Besides the many versus modes, a co-op mode is again included this year called Exo-Survival. A glorified horde mode, Exo-Survival sees one to four players teaming up to fight of waves of increasingly difficult enemies including soldiers, dogs and drones. Exo abilities, weapons, scorestreaks, perks and be upgraded throughout the round to be able to face the enemies at hand. Although entertaining, it’s too basic to have much lasting appeal as the concept has been experienced so many times before. It’s too bad Sledgehammer didn’t add a self-contained horde-esque game mode like Infinity Ward did in Ghosts with Extinction, as that felt much more fresh.
To experience the modes, multiple maps are included such as Riot, Biolab, Recovery, Ascent, Greenband, Defender, Comeback and more.

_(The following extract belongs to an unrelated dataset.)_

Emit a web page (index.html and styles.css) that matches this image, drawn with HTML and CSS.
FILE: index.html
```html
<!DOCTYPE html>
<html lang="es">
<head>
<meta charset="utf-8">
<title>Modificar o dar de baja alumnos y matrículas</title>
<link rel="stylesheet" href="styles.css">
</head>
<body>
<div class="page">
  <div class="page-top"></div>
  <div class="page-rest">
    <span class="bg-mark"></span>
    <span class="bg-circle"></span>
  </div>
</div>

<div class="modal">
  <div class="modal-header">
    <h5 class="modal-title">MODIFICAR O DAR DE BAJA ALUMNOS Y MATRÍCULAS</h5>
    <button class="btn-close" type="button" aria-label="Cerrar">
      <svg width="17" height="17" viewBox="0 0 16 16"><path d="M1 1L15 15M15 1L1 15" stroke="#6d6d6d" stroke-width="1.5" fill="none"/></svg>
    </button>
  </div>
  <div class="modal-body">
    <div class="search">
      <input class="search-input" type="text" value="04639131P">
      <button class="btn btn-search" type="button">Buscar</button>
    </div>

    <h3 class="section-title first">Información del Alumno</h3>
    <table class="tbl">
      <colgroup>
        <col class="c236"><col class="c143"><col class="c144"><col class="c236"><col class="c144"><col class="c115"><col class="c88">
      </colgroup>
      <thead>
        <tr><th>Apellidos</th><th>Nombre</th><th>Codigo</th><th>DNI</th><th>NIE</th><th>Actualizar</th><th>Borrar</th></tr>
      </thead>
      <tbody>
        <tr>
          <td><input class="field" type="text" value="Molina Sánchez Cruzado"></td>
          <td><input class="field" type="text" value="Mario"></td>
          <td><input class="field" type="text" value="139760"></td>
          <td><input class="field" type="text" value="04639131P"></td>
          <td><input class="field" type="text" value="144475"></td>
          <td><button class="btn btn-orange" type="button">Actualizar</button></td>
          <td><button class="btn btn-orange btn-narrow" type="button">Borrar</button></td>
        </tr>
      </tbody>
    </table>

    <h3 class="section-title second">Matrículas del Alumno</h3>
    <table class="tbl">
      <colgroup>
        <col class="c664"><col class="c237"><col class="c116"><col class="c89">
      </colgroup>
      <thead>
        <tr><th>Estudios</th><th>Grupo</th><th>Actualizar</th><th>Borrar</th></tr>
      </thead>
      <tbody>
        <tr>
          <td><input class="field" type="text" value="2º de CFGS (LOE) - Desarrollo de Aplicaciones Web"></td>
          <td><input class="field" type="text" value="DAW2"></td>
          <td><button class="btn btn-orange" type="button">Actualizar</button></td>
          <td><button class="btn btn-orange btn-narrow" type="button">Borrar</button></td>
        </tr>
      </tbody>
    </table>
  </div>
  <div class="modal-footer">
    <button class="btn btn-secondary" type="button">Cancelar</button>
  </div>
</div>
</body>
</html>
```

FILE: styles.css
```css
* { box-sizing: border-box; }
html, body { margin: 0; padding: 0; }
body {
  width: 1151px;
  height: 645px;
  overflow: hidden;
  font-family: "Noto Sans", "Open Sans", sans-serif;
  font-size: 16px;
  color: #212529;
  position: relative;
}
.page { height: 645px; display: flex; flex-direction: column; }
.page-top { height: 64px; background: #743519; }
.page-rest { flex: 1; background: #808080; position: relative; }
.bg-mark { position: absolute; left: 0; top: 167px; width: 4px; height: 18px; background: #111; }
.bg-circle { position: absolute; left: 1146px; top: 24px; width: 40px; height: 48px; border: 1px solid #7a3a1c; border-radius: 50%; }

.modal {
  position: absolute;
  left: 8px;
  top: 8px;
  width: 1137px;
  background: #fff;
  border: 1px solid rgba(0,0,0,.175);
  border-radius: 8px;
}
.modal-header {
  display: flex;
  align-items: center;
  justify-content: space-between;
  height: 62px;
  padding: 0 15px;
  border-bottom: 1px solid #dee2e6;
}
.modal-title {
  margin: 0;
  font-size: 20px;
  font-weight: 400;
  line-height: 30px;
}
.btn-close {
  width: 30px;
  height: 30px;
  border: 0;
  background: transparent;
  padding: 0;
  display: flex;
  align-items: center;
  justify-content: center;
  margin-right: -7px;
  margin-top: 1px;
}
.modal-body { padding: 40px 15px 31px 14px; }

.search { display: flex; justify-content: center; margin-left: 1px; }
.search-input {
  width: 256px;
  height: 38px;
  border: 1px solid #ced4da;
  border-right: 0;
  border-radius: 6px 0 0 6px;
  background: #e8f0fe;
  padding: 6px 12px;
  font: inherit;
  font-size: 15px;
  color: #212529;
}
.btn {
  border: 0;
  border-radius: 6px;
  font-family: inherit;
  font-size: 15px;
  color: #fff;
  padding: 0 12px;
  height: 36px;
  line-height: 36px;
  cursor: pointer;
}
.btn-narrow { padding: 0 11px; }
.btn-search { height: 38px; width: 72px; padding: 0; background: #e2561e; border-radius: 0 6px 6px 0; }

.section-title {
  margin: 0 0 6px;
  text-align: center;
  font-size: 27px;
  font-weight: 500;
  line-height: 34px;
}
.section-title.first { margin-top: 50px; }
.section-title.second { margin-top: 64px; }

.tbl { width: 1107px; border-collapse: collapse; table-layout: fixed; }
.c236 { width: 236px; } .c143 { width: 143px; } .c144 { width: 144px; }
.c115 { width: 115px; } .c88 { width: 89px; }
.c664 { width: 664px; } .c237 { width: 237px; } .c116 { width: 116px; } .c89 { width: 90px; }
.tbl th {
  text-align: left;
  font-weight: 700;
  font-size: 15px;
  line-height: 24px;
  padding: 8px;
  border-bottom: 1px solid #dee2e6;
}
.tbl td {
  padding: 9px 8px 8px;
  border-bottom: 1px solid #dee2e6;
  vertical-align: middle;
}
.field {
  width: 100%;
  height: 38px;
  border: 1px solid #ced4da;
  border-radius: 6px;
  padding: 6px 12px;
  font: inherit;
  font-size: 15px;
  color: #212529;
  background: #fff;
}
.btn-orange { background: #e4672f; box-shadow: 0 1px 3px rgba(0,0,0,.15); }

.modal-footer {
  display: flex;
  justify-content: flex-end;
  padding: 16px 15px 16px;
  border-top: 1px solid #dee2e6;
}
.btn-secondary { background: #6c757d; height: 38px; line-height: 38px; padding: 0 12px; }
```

Continuing the trend of the more open maps found in Ghosts, practically every map here is expertly-designed, featuring many confined converging paths as well as wide-open spaces for those who prefer to rush right into the grind. The verticality that exos add have allowed the maps to be built up more, which makes for some great vantage points from windows and close quarter combat in stairwells. Defender is likely the standout map, taking place at the foot of the Golden Gate Bridge in the midst of a tsunami hitting which dynamically changes the area, but all of the maps work well in practically every available game mode.

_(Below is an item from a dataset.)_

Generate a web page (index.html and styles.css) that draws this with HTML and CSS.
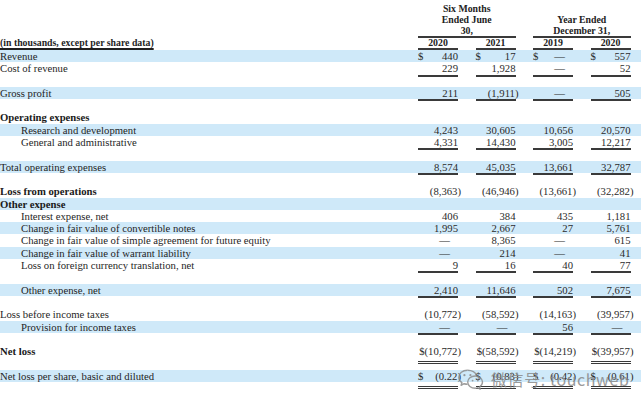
FILE: index.html
```html
<!DOCTYPE html>
<html>
<head>
<meta charset="utf-8">
<link rel="stylesheet" href="styles.css">
</head>
<body>
<div class="page">
  <div class="hdr">
    <div></div>
    <div class="grp g1">Six Months<br>Ended June<br>30,</div>
    <div class="grp g2">Year Ended<br>December 31,</div>
  </div>
  <div class="row yrs">
    <div class="lbl"><span class="ul">(in thousands, except per share data)</span></div>
    <div class="yr">2020</div><div class="yr">2021</div><div class="yr">2019</div><div class="yr">2020</div>
  </div>

  <div class="row band">
    <div class="lbl">Revenue</div>
    <div class="v"><span class="d">$</span>440</div>
    <div class="v"><span class="d">$</span>17</div>
    <div class="v"><span class="d">$</span><span class="dash">—</span></div>
    <div class="v"><span class="d">$</span>557</div>
  </div>
  <div class="row">
    <div class="lbl">Cost of revenue</div>
    <div class="v u">229</div><div class="v u">1,928</div><div class="v u"><span class="dash">—</span></div><div class="v u">52</div>
  </div>
  <div class="row"></div>
  <div class="row band">
    <div class="lbl">Gross profit</div>
    <div class="v u">211</div><div class="v u"><span class="n">(1,911)</span></div><div class="v u"><span class="dash">—</span></div><div class="v u">505</div>
  </div>
  <div class="row"></div>
  <div class="row">
    <div class="lbl b">Operating expenses</div>
  </div>
  <div class="row band">
    <div class="lbl ind">Research and development</div>
    <div class="v">4,243</div><div class="v">30,605</div><div class="v">10,656</div><div class="v">20,570</div>
  </div>
  <div class="row">
    <div class="lbl ind">General and administrative</div>
    <div class="v u">4,331</div><div class="v u">14,430</div><div class="v u">3,005</div><div class="v u">12,217</div>
  </div>
  <div class="row"></div>
  <div class="row band">
    <div class="lbl">Total operating expenses</div>
    <div class="v u">8,574</div><div class="v u">45,035</div><div class="v u">13,661</div><div class="v u">32,787</div>
  </div>
  <div class="row"></div>
  <div class="row">
    <div class="lbl b">Loss from operations</div>
    <div class="v"><span class="n">(8,363)</span></div><div class="v"><span class="n">(46,946)</span></div><div class="v"><span class="n">(13,661)</span></div><div class="v"><span class="n">(32,282)</span></div>
  </div>
  <div class="row band">
    <div class="lbl b">Other expense</div>
  </div>
  <div class="row">
    <div class="lbl ind">Interest expense, net</div>
    <div class="v">406</div><div class="v">384</div><div class="v">435</div><div class="v">1,181</div>
  </div>
  <div class="row band">
    <div class="lbl ind">Change in fair value of convertible notes</div>
    <div class="v">1,995</div><div class="v">2,667</div><div class="v">27</div><div class="v">5,761</div>
  </div>
  <div class="row">
    <div class="lbl ind">Change in fair value of simple agreement for future equity</div>
    <div class="v"><span class="dash">—</span></div><div class="v">8,365</div><div class="v"><span class="dash">—</span></div><div class="v">615</div>
  </div>
  <div class="row band">
    <div class="lbl ind">Change in fair value of warrant liability</div>
    <div class="v"><span class="dash">—</span></div><div class="v">214</div><div class="v"><span class="dash">—</span></div><div class="v">41</div>
  </div>
  <div class="row">
    <div class="lbl ind">Loss on foreign currency translation, net</div>
    <div class="v u">9</div><div class="v u">16</div><div class="v u">40</div><div class="v u">77</div>
  </div>
  <div class="row"></div>
  <div class="row band">
    <div class="lbl ind">Other expense, net</div>
    <div class="v u">2,410</div><div class="v u">11,646</div><div class="v u">502</div><div class="v u">7,675</div>
  </div>
  <div class="row"></div>
  <div class="row">
    <div class="lbl">Loss before income taxes</div>
    <div class="v"><span class="n">(10,772)</span></div><div class="v"><span class="n">(58,592)</span></div><div class="v"><span class="n">(14,163)</span></div><div class="v"><span class="n">(39,957)</span></div>
  </div>
  <div class="row band">
    <div class="lbl ind">Provision for income taxes</div>
    <div class="v u"><span class="dash">—</span></div><div class="v u"><span class="dash">—</span></div><div class="v u">56</div><div class="v u"><span class="dash">—</span></div>
  </div>
  <div class="row"></div>
  <div class="row">
    <div class="lbl b">Net loss</div>
    <div class="v dbl"><span class="n">$(10,772)</span></div><div class="v dbl"><span class="n">$(58,592)</span></div><div class="v dbl"><span class="n">$(14,219)</span></div><div class="v dbl"><span class="n">$(39,957)</span></div>
  </div>
  <div class="row"></div>
  <div class="row band">
    <div class="lbl">Net loss per share, basic and diluted</div>
    <div class="v dbl"><span class="d">$</span><span class="n">(0.22)</span></div>
    <div class="v dbl"><span class="d">$</span><span class="n">(0.83)</span></div>
    <div class="v dbl"><span class="d">$</span><span class="n">(0.42)</span></div>
    <div class="v dbl"><span class="d">$</span><span class="n">(0.61)</span></div>
  </div>

  <div class="wm">
    <svg class="wm-icon" width="28" height="22" viewBox="0 0 28 22">
      <g fill="none" stroke="#8c8c8c" stroke-width="1.4" stroke-linejoin="round">
        <path d="M10.5 2.2C5.6 2.2 1.8 5.4 1.8 9.3c0 2.2 1.2 4.1 3.1 5.4l-0.8 2.6 3-1.6c1.1 0.3 2.2 0.5 3.4 0.5"/>
        <path d="M19.2 7.4c-0.6-3-4.2-5.2-8.7-5.2"/>
        <path d="M18.2 8c-4.2 0-7.5 2.7-7.5 6.1s3.3 6.1 7.5 6.1c0.9 0 1.8-0.1 2.6-0.4l2.4 1.3-0.6-2.1c1.7-1.1 2.9-2.9 2.9-4.9 0-3.4-3.3-6.1-7.3-6.1z"/>
      </g>
      <g fill="#8c8c8c">
        <circle cx="7.4" cy="7.2" r="1.1"/><circle cx="13.4" cy="7.2" r="1.1"/>
        <circle cx="15.6" cy="12.6" r="0.9"/><circle cx="20.8" cy="12.6" r="0.9"/>
      </g>
    </svg>
    <span class="wm-text">微信号: touchweb</span>
  </div>
</div>
</body>
</html>
```
FILE: styles.css
```css
html, body {
  margin: 0;
  padding: 0;
  background: #ffffff;
}
body {
  font-family: "Liberation Serif", "Times New Roman", serif;
  color: #262626;
}
.page {
  position: relative;
  width: 641px;
  height: 411px;
  overflow: hidden;
}
.hdr, .row {
  display: grid;
  grid-template-columns: 400.5px 40px 40px 40px 40px;
  column-gap: 17.5px;
}
.hdr {
  height: 38px;
  align-items: end;
  font-weight: bold;
  font-size: 9.8px;
  line-height: 11px;
  text-align: center;
  color: #222;
}
.grp {
  border-bottom: 2px solid #3a3a3a;
}
.g1 { grid-column: 2 / 4; }
.g2 { grid-column: 4 / 6; }
.row {
  height: 12.3px;
  font-size: 10.7px;
  line-height: 12.3px;
  white-space: nowrap;
}
.row.yrs {
  height: 12px;
  font-size: 9.8px;
  line-height: 10px;
  font-weight: bold;
  color: #222;
}
.yrs .yr {
  text-align: center;
  border-bottom: 2px solid #3a3a3a;
}
.ul {
  text-decoration: underline;
  text-decoration-thickness: 1.5px;
  text-underline-offset: 1.5px;
}
.band {
  background: #cfe9f9;
}
.lbl {
  padding-left: 0;
  color: #1f1f1f;
}
.lbl.ind {
  padding-left: 21px;
}
.lbl.b {
  font-weight: bold;
  color: #1a1a1a;
}
.v {
  display: flex;
  justify-content: flex-end;
  color: #2b2b2b;
}
.v .d {
  margin-right: auto;
}
.v .n {
  margin-right: -3px;
}
.v .dash {
  padding-right: 8px;
}
.v.u {
  box-sizing: border-box;
  border-bottom: 2px solid #3a3a3a;
  margin-bottom: -1px;
}
.v.dbl {
  position: relative;
}
.v.dbl::after {
  content: "";
  position: absolute;
  left: 0;
  right: 0;
  top: calc(100% + 4px);
  height: 1px;
  border-top: 1.6px solid #3a3a3a;
  border-bottom: 1.6px solid #3a3a3a;
}
.wm {
  position: absolute;
  left: 457px;
  top: 368px;
  display: flex;
  align-items: center;
  gap: 6px;
  opacity: 0.85;
}
.wm-text {
  font-family: "Noto Sans CJK SC", "Noto Sans", sans-serif;
  font-size: 16px;
  letter-spacing: 0.6px;
  color: #8a8a8a;
  line-height: 22px;
}
```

The first Call of Duty built for the current console generation, Advanced Warfare is a leap in the right direction for the series. The exoskeleton power doesn’t change “everything,” but it creates a fresh experience. The added verticality simply makes multiplayer more fun, allowing players to fling around the map in ways previously impossible. Game modes are relatively unchanged, but they’re presented with thousands of impressive new customization options, allowing players to tailor the experience to their liking. On the single player side of things, signing up Kevin Spacey was a brilliant move that makes the campaign more cinematic than ever before. Boasting the tightest multiplayer of the series and one of the strongest campaigns, Advanced Warfare proves that Call of Duty is here to stay — and it’s welcome.